**The exercise:** Your task is to repeat only the lines from the one with "Reproduce this table" through the one with "type Row = [string, number, string, string, number, number];", exactly as they stand, both ends included.

**Supplied material:**
────────────────────
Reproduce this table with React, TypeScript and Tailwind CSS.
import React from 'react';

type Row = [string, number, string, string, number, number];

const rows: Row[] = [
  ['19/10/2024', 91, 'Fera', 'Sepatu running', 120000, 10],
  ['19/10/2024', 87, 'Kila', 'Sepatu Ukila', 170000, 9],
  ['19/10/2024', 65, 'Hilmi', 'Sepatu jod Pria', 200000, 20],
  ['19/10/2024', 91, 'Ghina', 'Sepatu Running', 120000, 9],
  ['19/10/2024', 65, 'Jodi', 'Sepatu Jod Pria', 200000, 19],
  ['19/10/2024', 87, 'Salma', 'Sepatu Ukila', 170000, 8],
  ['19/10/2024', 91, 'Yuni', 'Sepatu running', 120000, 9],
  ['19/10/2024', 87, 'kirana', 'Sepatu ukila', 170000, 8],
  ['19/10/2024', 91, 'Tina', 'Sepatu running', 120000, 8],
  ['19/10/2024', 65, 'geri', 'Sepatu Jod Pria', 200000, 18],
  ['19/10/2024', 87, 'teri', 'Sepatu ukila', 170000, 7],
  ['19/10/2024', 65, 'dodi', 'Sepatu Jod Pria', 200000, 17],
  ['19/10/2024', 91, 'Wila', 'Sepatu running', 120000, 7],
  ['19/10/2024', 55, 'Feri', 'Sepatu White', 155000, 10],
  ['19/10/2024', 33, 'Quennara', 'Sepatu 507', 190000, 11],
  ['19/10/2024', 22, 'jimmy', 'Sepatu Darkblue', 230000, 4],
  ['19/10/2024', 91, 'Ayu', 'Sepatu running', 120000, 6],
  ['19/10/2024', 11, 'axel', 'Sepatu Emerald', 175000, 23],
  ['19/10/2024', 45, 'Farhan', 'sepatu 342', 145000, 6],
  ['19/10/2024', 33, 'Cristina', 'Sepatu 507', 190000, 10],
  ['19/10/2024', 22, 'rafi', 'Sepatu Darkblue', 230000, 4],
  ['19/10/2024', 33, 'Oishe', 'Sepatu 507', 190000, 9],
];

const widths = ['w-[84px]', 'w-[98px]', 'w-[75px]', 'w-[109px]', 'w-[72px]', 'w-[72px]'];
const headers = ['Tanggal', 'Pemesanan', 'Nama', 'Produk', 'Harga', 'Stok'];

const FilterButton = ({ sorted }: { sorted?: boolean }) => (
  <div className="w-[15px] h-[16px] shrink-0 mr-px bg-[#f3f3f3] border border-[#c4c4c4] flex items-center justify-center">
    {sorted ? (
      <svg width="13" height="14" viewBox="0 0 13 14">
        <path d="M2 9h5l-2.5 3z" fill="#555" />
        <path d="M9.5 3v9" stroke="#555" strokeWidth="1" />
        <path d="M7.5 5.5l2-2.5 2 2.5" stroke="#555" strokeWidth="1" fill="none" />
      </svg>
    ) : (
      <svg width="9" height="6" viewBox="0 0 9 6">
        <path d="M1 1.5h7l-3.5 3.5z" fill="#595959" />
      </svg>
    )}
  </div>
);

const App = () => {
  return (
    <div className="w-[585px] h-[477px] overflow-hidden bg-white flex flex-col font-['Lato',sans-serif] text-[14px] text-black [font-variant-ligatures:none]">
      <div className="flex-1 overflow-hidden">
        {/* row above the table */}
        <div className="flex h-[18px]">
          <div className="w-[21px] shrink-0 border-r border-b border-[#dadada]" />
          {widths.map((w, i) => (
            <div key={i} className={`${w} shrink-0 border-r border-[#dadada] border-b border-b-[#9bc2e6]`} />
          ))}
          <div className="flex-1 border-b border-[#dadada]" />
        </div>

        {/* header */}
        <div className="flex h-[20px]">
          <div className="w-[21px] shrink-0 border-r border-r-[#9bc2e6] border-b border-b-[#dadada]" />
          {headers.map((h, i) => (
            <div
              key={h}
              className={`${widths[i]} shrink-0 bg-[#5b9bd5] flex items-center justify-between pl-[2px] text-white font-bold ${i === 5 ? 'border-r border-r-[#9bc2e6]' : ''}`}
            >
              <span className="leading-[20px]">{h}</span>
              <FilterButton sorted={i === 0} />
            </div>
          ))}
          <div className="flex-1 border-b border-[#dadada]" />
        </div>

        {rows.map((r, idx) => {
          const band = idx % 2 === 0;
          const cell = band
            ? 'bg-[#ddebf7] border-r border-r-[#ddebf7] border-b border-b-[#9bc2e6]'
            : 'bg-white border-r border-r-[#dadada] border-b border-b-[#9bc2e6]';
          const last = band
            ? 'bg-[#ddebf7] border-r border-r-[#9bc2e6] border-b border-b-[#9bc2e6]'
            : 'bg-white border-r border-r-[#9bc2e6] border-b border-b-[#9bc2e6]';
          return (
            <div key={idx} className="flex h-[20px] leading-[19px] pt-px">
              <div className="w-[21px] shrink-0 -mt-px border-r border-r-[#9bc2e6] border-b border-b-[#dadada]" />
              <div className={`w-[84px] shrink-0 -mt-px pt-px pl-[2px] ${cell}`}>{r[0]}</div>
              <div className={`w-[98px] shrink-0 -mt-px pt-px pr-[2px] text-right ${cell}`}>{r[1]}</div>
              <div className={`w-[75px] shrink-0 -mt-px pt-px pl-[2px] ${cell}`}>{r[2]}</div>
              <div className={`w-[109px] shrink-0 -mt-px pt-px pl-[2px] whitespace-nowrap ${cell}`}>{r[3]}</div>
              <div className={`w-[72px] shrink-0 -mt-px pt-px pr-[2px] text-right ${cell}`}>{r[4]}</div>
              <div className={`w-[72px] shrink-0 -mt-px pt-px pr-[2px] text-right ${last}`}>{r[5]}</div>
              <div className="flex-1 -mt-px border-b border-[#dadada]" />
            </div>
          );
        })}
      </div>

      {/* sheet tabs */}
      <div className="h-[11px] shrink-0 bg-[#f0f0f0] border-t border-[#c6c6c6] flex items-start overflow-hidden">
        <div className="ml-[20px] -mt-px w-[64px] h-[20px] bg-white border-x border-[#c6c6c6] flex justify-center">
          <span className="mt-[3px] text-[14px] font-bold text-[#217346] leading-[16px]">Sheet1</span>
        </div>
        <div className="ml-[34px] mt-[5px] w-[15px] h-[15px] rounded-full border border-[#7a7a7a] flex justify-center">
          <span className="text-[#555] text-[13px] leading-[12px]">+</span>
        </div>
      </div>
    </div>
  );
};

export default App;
────────────────────
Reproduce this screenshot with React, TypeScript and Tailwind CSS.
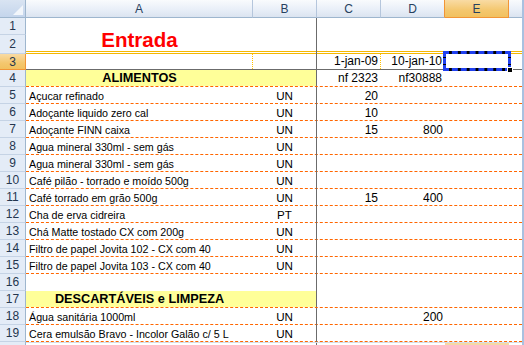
────────────────────
**Solution to the exercise:**
Reproduce this table with React, TypeScript and Tailwind CSS.
import React from 'react';

type Row = [string, number, string, string, number, number];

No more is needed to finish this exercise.